Queste persone, con la loro passione e dedizione, dimostrano che la vita può essere vissuta in modo dignitoso e soddisfacente anche da chi sembrerebbe destinato a vivere escluso dalla comunità dei “normali”.

E pensare che nella Grecia antica, patria dei primi giochi olimpici, i neonati “difettosi” venivano eliminati, perché considerati errori della natura. E di recente i nazisti escogitarono il famigerato piano Aktion T4 per eliminare fisicamente, o almeno sterilizzare, chi minava la purezza di una razza senza difetti. Ancora oggi in molte culture i disabili sono un peso per la società, e sono oggetto di compassionevole sopportazione se non di fastidio.

Quanto siano aberranti queste teorie e queste pratiche, è provato vedendo lo sforzo degli atleti paralimpici mentre gareggiano, ma anche mentre si allenano quotidianamente. La soddisfazione si legge nei loro visi non solo quando vincono, ma quando realizzano di aver dato il massimo delle loro possibilità.

Dice un’atleta paralimpica che da ragazzina si era fratturata la colonna vertebrale: “Non ho mai negato o rimosso la mia disabilità, ma non ho nemmeno reso la sedia su cui sono relegata protagonista della mia vita. Cerco di fare al meglio con quello che ho … il mio motto è: Non è normale avere una disabilità, perché toglie qualcosa. Ma è normale fare di tutto perché l’accento non sia posto su ciò che non c’è.”

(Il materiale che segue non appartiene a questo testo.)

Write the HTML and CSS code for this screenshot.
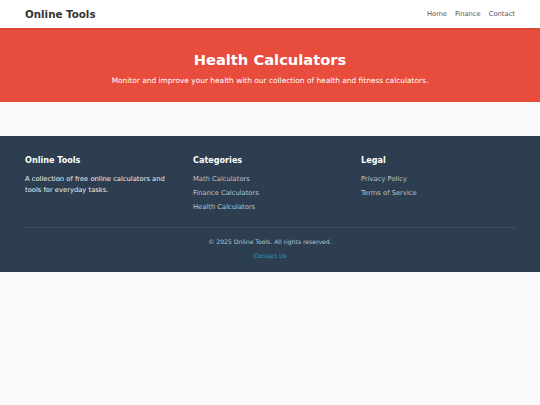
FILE: index.html
```html
<!DOCTYPE html>
<html lang="en">
<head>
<meta charset="utf-8">
<title>Health Calculators - Online Tools</title>
<link rel="stylesheet" href="styles.css">
</head>
<body>
<header class="site-header">
  <div class="container header-inner">
    <a class="logo" href="#">Online Tools</a>
    <nav class="main-nav">
      <a href="#">Home</a>
      <a href="#">Finance</a>
      <a href="#">Contact</a>
    </nav>
  </div>
</header>
<section class="hero">
  <h1>Health Calculators</h1>
  <p>Monitor and improve your health with our collection of health and fitness calculators.</p>
</section>
<main class="content"></main>
<footer class="site-footer">
  <div class="container">
    <div class="footer-grid">
      <div class="footer-col">
        <h3>Online Tools</h3>
        <p>A collection of free online calculators and tools for everyday tasks.</p>
      </div>
      <div class="footer-col">
        <h3>Categories</h3>
        <ul>
          <li><a href="#">Math Calculators</a></li>
          <li><a href="#">Finance Calculators</a></li>
          <li><a href="#">Health Calculators</a></li>
        </ul>
      </div>
      <div class="footer-col">
        <h3>Legal</h3>
        <ul>
          <li><a href="#">Privacy Policy</a></li>
          <li><a href="#">Terms of Service</a></li>
        </ul>
      </div>
    </div>
    <div class="footer-bottom">
      <p>&copy; 2025 Online Tools. All rights reserved.</p>
      <p><a href="#" class="contact-link">Contact Us</a></p>
    </div>
  </div>
</footer>
</body>
</html>
```
FILE: styles.css
```css
* { box-sizing: border-box; }
html, body { margin: 0; padding: 0; }
body {
  font-family: "DejaVu Sans", Verdana, sans-serif;
  font-size: 6.75px;
  line-height: 1.6;
  color: #333;
  background: #f8f9fa;
}
a { text-decoration: none; color: inherit; }
.container { padding: 0 25px; }

.site-header {
  background: #fff;
  box-shadow: 0 1px 3px rgba(0,0,0,0.12);
  position: relative;
  z-index: 1;
}
.header-inner {
  display: flex;
  justify-content: space-between;
  align-items: center;
  height: 28px;
}
.logo {
  font-size: 10.3px;
  font-weight: bold;
  color: #333;
}
.main-nav { display: flex; gap: 8px; }
.main-nav a { color: #555; font-size: 6.75px; }

.hero {
  background: #e74c3c;
  color: #fff;
  text-align: center;
  padding: 22.5px 25px 15.5px;
}
.hero h1 {
  margin: 0 0 6.75px;
  font-size: 14.7px;
  line-height: 1.2;
  font-weight: bold;
}
.hero p {
  margin: 0;
  font-size: 7.43px;
  line-height: 1.6;
}

.content { height: 34px; }

.site-footer {
  background: #2c3e50;
  color: #ecf0f1;
  padding: 20px 0 12px;
}
.footer-grid {
  display: grid;
  grid-template-columns: repeat(3, 1fr);
  column-gap: 14px;
  margin-bottom: 11px;
}
.footer-col h3 {
  margin: 0 0 8px;
  font-size: 8.1px;
  line-height: 1.2;
  color: #fff;
}
.footer-col p { margin: 0; }
.footer-col ul { list-style: none; margin: 0; padding: 0; }
.footer-col li { margin-bottom: 3.2px; }
.footer-col li a { color: #bdc3c7; }
.footer-bottom {
  border-top: 1px solid #3d5166;
  padding-top: 9px;
  text-align: center;
  font-size: 6.08px;
  color: #bdc3c7;
}
.footer-bottom p { margin: 0 0 4px; }
.footer-bottom p:last-child { margin: 0; }
.contact-link { color: #3498db; }
```
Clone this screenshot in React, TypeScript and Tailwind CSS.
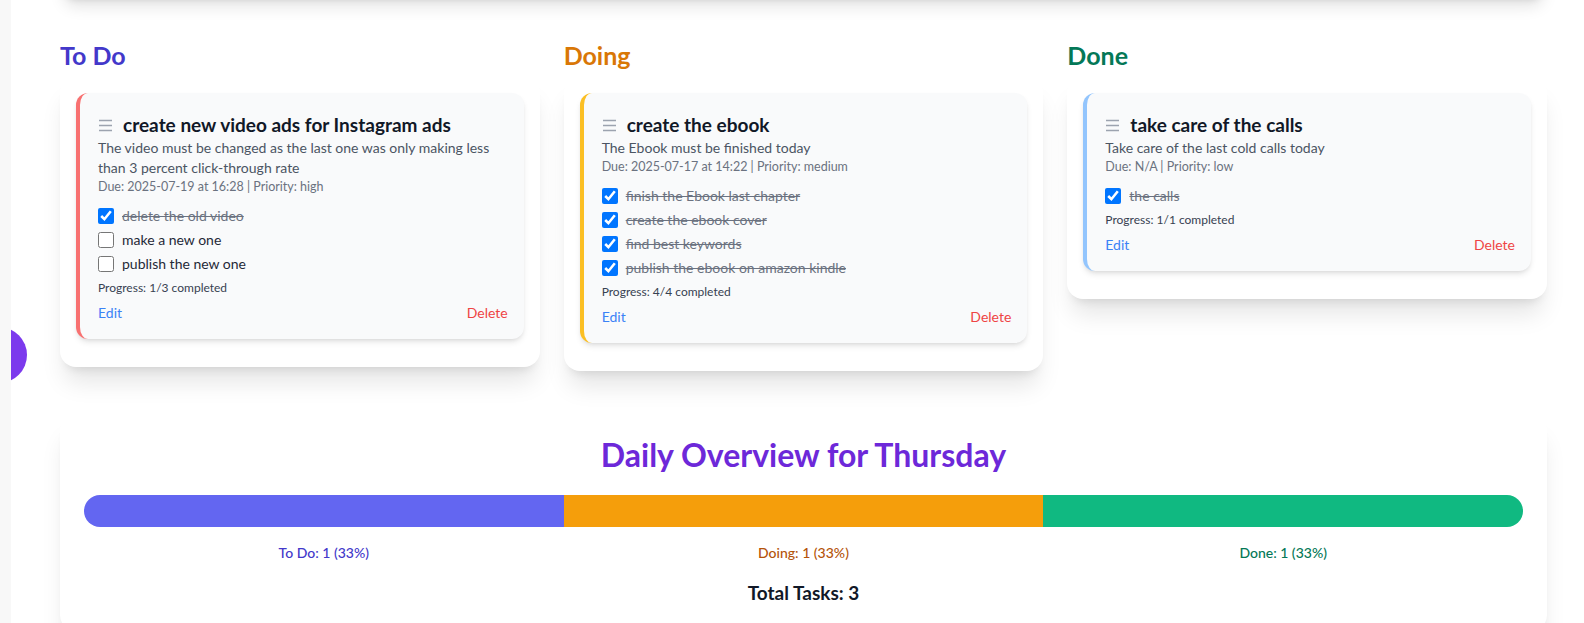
import React from "react";

type Sub = { text: string; done: boolean };
type Task = { title: string; desc: string; due: string; priority: string; subs: Sub[] };
type Column = { name: string; heading: string; border: string; tasks: Task[] };

const columns: Column[] = [
  {
    name: "To Do",
    heading: "text-[#4338ca]",
    border: "border-[#f87171]",
    tasks: [
      {
        title: "create new video ads for Instagram ads",
        desc: "The video must be changed as the last one was only making less than 3 percent click-through rate",
        due: "2025-07-19 at 16:28",
        priority: "high",
        subs: [
          { text: "delete the old video", done: true },
          { text: "make a new one", done: false },
          { text: "publish the new one", done: false },
        ],
      },
    ],
  },
  {
    name: "Doing",
    heading: "text-[#d97706]",
    border: "border-[#fbbf24]",
    tasks: [
      {
        title: "create the ebook",
        desc: "The Ebook must be finished today",
        due: "2025-07-17 at 14:22",
        priority: "medium",
        subs: [
          { text: "finish the Ebook last chapter", done: true },
          { text: "create the ebook cover", done: true },
          { text: "find best keywords", done: true },
          { text: "publish the ebook on amazon kindle", done: true },
        ],
      },
    ],
  },
  {
    name: "Done",
    heading: "text-[#047857]",
    border: "border-[#93c5fd]",
    tasks: [
      {
        title: "take care of the calls",
        desc: "Take care of the last cold calls today",
        due: "N/A",
        priority: "low",
        subs: [{ text: "the calls", done: true }],
      },
    ],
  },
];

function DragHandle() {
  return (
    <svg width="15" height="15" viewBox="0 0 15 15" className="mr-2.5 shrink-0" fill="none">
      <path d="M1 2.5h13M1 7.5h13M1 12.5h13" stroke="#9ca3af" strokeWidth="1.4" />
    </svg>
  );
}

function TaskCard({ task, border }: { task: Task; border: string }) {
  const done = task.subs.filter(s => s.done).length;
  return (
    <div className={`bg-[#f9fafb] rounded-xl border-l-4 ${border} shadow-md pl-[18px] pr-4 pt-5 pb-4 mb-3`}>
      <div className="flex items-center h-6">
        <DragHandle />
        <h3 className="text-[19px] font-bold text-[#111827] leading-6">{task.title}</h3>
      </div>
      <p className="mt-px text-sm text-[#4b5563] leading-5">{task.desc}</p>
      <p className="text-[12.5px] text-[#6b7280] leading-4 mt-px">
        Due: {task.due} | Priority: {task.priority}
      </p>
      <div className="mt-[11px] space-y-1">
        {task.subs.map(s => (
          <label key={s.text} className="flex items-center gap-2 h-5 text-sm">
            <input type="checkbox" defaultChecked={s.done} className="w-4 h-4 m-0 accent-[#0075ff]" />
            <span className={s.done ? "line-through text-[#6b7280]" : "text-[#1f2937]"}>{s.text}</span>
          </label>
        ))}
      </div>
      <p className="mt-1.5 text-xs text-[#374151] leading-4">
        Progress: {done}/{task.subs.length} completed
      </p>
      <div className="mt-[7px] flex justify-between text-sm leading-5">
        <button className="text-[#3b82f6]">Edit</button>
        <button className="text-[#ef4444]">Delete</button>
      </div>
    </div>
  );
}

export default function App() {
  const total = columns.reduce((n, c) => n + c.tasks.length, 0);
  const pct = (n: number) => Math.round((n / total) * 100);

  return (
    <div className="flex h-screen overflow-hidden bg-white" style={{ fontFamily: "Lato, 'Noto Sans', sans-serif" }}>
      <div className="w-[11px] shrink-0 bg-[#f8f8f8]" />
      <main className="relative flex-1 overflow-hidden">
        <button className="absolute left-[-40px] top-[327px] w-14 h-14 rounded-full bg-[#7c3aed]" />

        <div className="w-[1487px] ml-[49px]">
          <div className="h-10 -mt-10 bg-white rounded-2xl shadow-lg" />

          <div className="mt-[39px] grid grid-cols-3 gap-6 items-start">
            {columns.map(col => (
              <section key={col.name}>
                <h2 className={`text-[25px] font-bold leading-8 mb-1.5 ${col.heading}`}>{col.name}</h2>
                <div className="bg-white rounded-2xl shadow-xl p-4">
                  {col.tasks.map(t => (
                    <TaskCard key={t.title} task={t} border={col.border} />
                  ))}
                </div>
              </section>
            ))}
          </div>

          <div className="mt-[44px] bg-white rounded-2xl shadow-xl p-6">
            <h2 className="text-[32px] font-bold text-center text-[#6d28d9] leading-9 -mt-0.5">Daily Overview for Thursday</h2>
            <div className="mt-[22px] flex h-8 rounded-full overflow-hidden">
              <div className="bg-[#6366f1]" style={{ width: `${100 / 3}%` }} />
              <div className="bg-[#f59e0b]" style={{ width: `${100 / 3}%` }} />
              <div className="bg-[#10b981]" style={{ width: `${100 / 3}%` }} />
            </div>
            <div className="mt-4 grid grid-cols-3 text-center text-sm font-medium leading-5">
              <span className="text-[#4338ca]">To Do: 1 ({pct(1)}%)</span>
              <span className="text-[#b45309]">Doing: 1 ({pct(1)}%)</span>
              <span className="text-[#047857]">Done: 1 ({pct(1)}%)</span>
            </div>
            <p className="mt-4 text-center text-[19px] font-bold text-[#111827] leading-7">Total Tasks: {total}</p>
          </div>
        </div>
      </main>
    </div>
  );
}
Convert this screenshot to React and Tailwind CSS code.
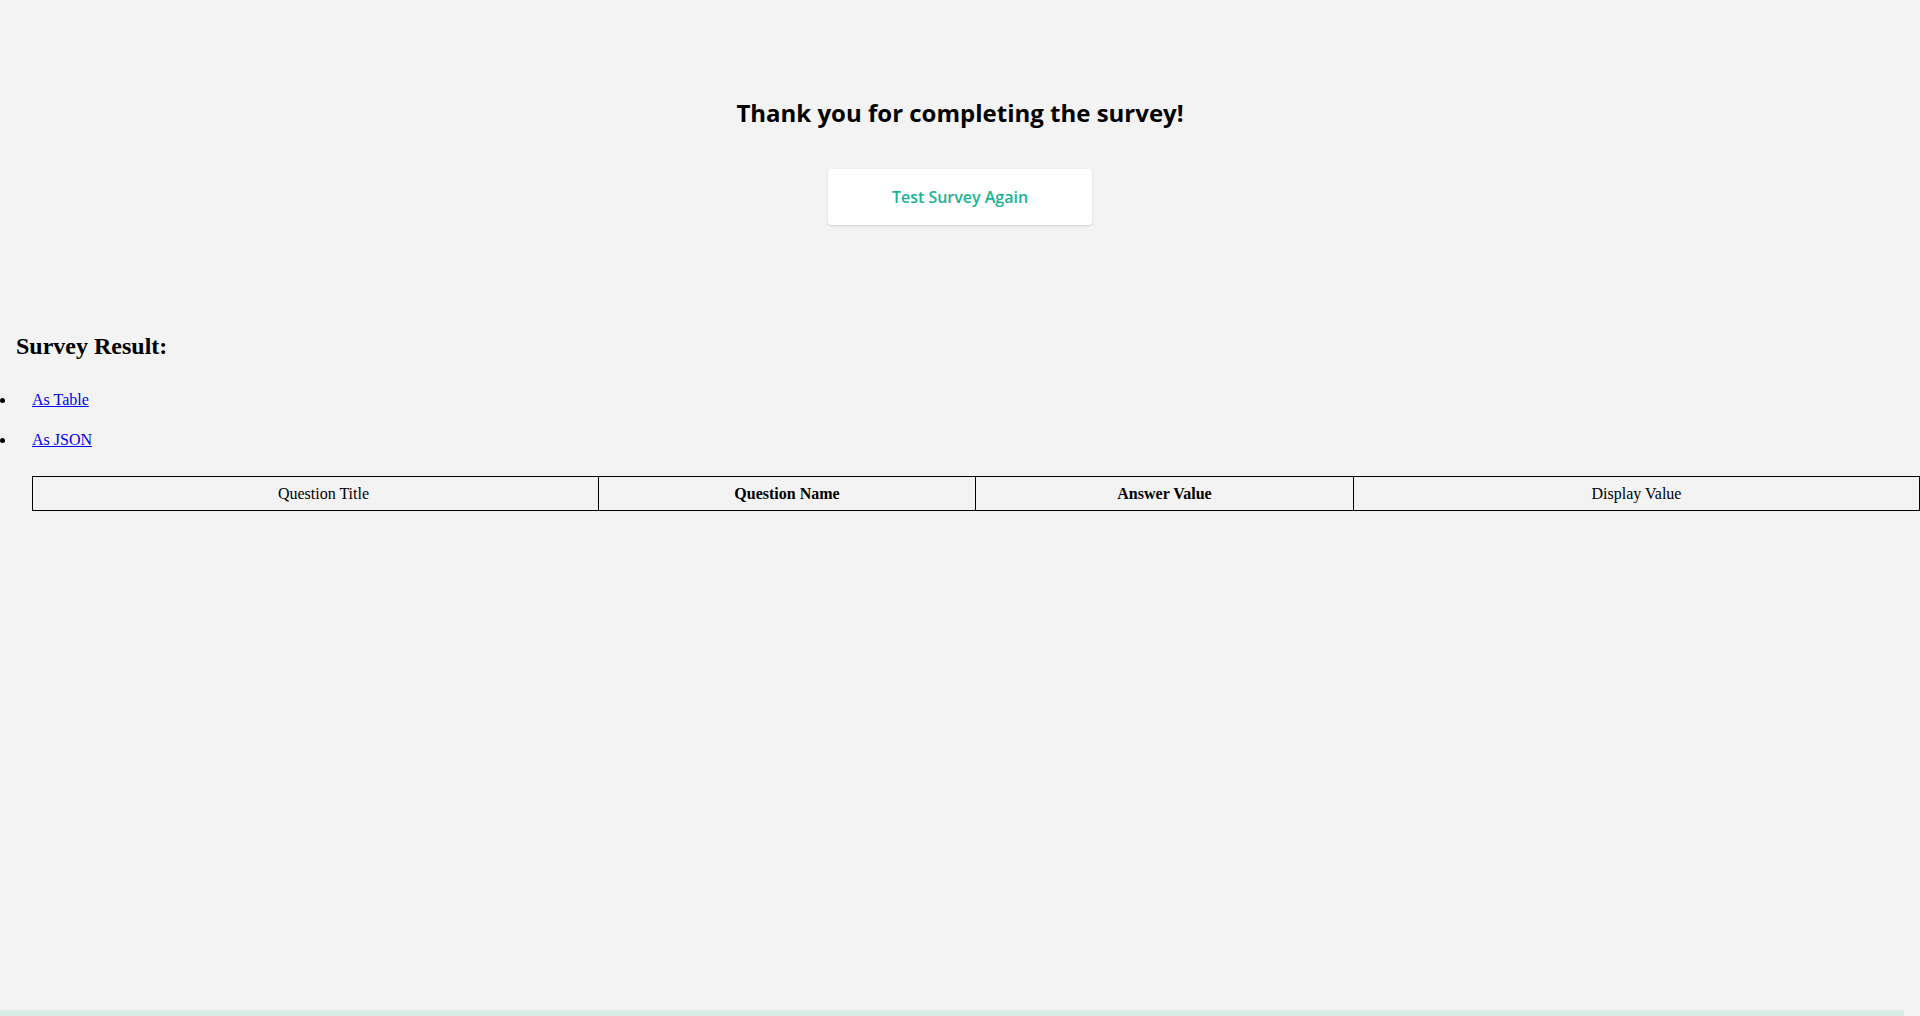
import React from 'react';

const columns = [
  { title: 'Question Title', bold: false, extra: 'pl-[16px]' },
  { title: 'Question Name', bold: true, extra: '' },
  { title: 'Answer Value', bold: true, extra: '' },
  { title: 'Display Value', bold: false, extra: '' },
];

function App() {
  return (
    <div className="flex h-[1016px] flex-col overflow-hidden bg-[#f3f3f3] text-black">
      {/* completed page */}
      <div className="flex flex-col items-center pt-[97px] font-['Open_Sans',sans-serif]">
        <h3 className="text-[24px] font-bold leading-[32px]">Thank you for completing the survey!</h3>
        <button className="mt-[40px] h-[56px] w-[264px] rounded-[4px] bg-white text-[16px] font-semibold text-[#19b394] shadow-[0_1px_2px_rgba(0,0,0,0.15)]">
          Test Survey Again
        </button>
      </div>

      {/* results */}
      <div className="mt-[107px] font-['Liberation_Serif',serif] text-[16px]">
        <h2 className="pl-[16px] text-[24px] font-bold leading-[28px]">Survey Result:</h2>
        <ul className="mt-[31px] flex flex-col gap-[22px]">
          <li className="flex h-[18px] items-center leading-[18px]">
            <span className="h-[5px] w-[5px] rounded-full bg-black" />
            <a href="#" className="ml-[27px] text-[#0000ee] underline">As Table</a>
          </li>
          <li className="flex h-[18px] items-center leading-[18px]">
            <span className="h-[5px] w-[5px] rounded-full bg-black" />
            <a href="#" className="ml-[27px] text-[#0000ee] underline">As JSON</a>
          </li>
        </ul>
        <div className="ml-[32px] mt-[27px] grid w-[1888px] grid-cols-[566px_377px_378px_566px] border-y border-l border-black">
          {columns.map((col) => (
            <div
              key={col.title}
              className={`flex h-[33px] items-center justify-center border-r border-black ${col.extra} ${col.bold ? 'font-bold' : ''}`}
            >
              {col.title}
            </div>
          ))}
        </div>
      </div>

      <div className="mt-auto h-[6px] w-[1904px] bg-[#d8ebe5]" />
    </div>
  );
}

export default App;
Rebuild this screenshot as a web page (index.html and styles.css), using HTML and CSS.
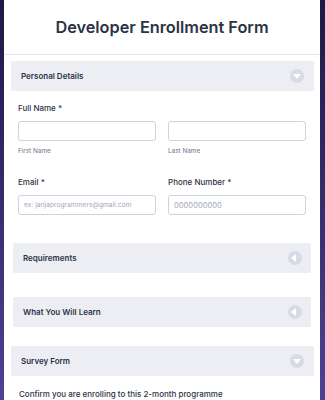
FILE: index.html
```html
<!DOCTYPE html>
<html lang="en">
<head>
    <meta charset="UTF-8">
    <meta name="viewport" content="width=device-width, initial-scale=1.0">
    <title>Developer Enrollment Form</title>
    <link rel="stylesheet" href="styles.css">
</head>
<body>
    <div class="form-card">
        <div class="form-header">
            <h1>Developer Enrollment Form</h1>
        </div>

        <div class="section-head open">
            <span>Personal Details</span>
            <span class="toggle down"></span>
        </div>

        <div class="fields">
            <label class="field-label">Full Name *</label>
            <div class="field-row">
                <div class="field-col">
                    <input type="text" class="input">
                    <div class="sub-label">First Name</div>
                </div>
                <div class="field-col">
                    <input type="text" class="input">
                    <div class="sub-label">Last Name</div>
                </div>
            </div>

            <div class="field-row second">
                <div class="field-col">
                    <label class="field-label">Email *</label>
                    <input type="text" class="input" placeholder="ex: janjaprogrammers@gmail.com">
                </div>
                <div class="field-col">
                    <label class="field-label">Phone Number *</label>
                    <input type="text" class="input phone" placeholder="0000000000">
                </div>
            </div>
        </div>

        <div class="section-head closed first-closed">
            <span>Requirements</span>
            <span class="toggle left"></span>
        </div>
        <div class="section-head closed">
            <span>What You Will Learn</span>
            <span class="toggle left"></span>
        </div>
        <div class="section-head open survey">
            <span>Survey Form</span>
            <span class="toggle down"></span>
        </div>

        <p class="question">Confirm you are enrolling to this 2-month programme</p>
    </div>
</body>
</html>
```

FILE: styles.css
```css
html, body {
    height: 100%;
}
body {
    margin: 0;
    padding: 0 5px 0 4px;
    font-family: Inter, "Noto Sans", sans-serif;
    color: #2c3345;
    background: linear-gradient(#1d1846, #4e4294);
    overflow: hidden;
}
.form-card {
    background: #fff;
    min-height: 420px;
}
.form-header {
    height: 54px;
    border-bottom: 1px solid #e4e6ec;
    display: flex;
    align-items: center;
    justify-content: center;
}
.form-header h1 {
    margin: 0;
    font-size: 16.3px;
    font-weight: 600;
    color: #2c3345;
}
.section-head {
    display: flex;
    align-items: center;
    justify-content: space-between;
    height: 30px;
    background-color: #eceef3;
    border-radius: 2px;
    font-size: 8px;
    font-weight: 600;
    color: #2c3345;
}
.section-head.open {
    margin: 6px 6px 0 7px;
    padding: 0 10px;
}
.section-head.closed {
    margin: 24px 9px 0 9px;
    padding: 0 9px 0 10px;
}
.section-head.first-closed {
    margin-top: 28px;
}
.section-head.survey {
    margin-top: 19px;
}
.toggle {
    position: relative;
    width: 14px;
    height: 14px;
    border-radius: 50%;
    background-color: #d8dae5;
}
.toggle::after {
    content: "";
    position: absolute;
    width: 0;
    height: 0;
}
.toggle.down::after {
    left: 3px;
    top: 5px;
    border-left: 4px solid transparent;
    border-right: 4px solid transparent;
    border-top: 5px solid #fff;
}
.toggle.left::after {
    left: 3px;
    top: 3px;
    border-top: 4px solid transparent;
    border-bottom: 4px solid transparent;
    border-right: 5px solid #fff;
}
.fields {
    padding: 10px 14px 0 14px;
}
.field-label {
    display: block;
    font-size: 8px;
    font-weight: 500;
    line-height: 14px;
    color: #2c3345;
    margin-bottom: 6px;
}
.field-row {
    display: flex;
    gap: 12px;
}
.field-row.second {
    margin-top: 19px;
}
.field-col {
    flex: 1;
}
.input {
    display: block;
    box-sizing: border-box;
    width: 100%;
    height: 20px;
    margin: 0;
    padding: 0 5px;
    border: 1px solid #ccd2de;
    border-radius: 3px;
    font-family: Inter, "Noto Sans", sans-serif;
    font-size: 6.7px;
    color: #2c3345;
    background: #fff;
}
.input.phone {
    font-size: 7.6px;
}
.input::placeholder {
    color: #a3aabb;
}
.sub-label {
    margin-top: 5px;
    font-size: 6.4px;
    line-height: 10px;
    color: #6b7489;
}
.question {
    margin: 11px 0 0 15px;
    font-size: 8px;
    font-weight: 500;
    line-height: 14px;
    color: #2c3345;
}
```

Secondo Luca Pancalli, presidente del Comitato paralimpico italiano, “Il mondo paralimpico è il paradigma di ciò che vorremmo accadesse nella società: lo sport che si fa strumento di trasformazione sociale. Noi diamo ai nostri ragazzi l’opportunità di guardare a ciò che hanno, e non a ciò che hanno perso. Trasformiamo le debolezze in abilità”.

Nello slogan dei giochi paralimpici si dice che la competizione sportiva “normale” e quella per disabili hanno una visione comune: “lo sport cambia le vite delle persone”. Profondamente vero, specie se la persona nella sua vita deve recuperare un handicap che ha dovuto subìre e dal quale vuole riabilitarsi. Con l’aiuto della propria volontà, e con il sostegno di tutti.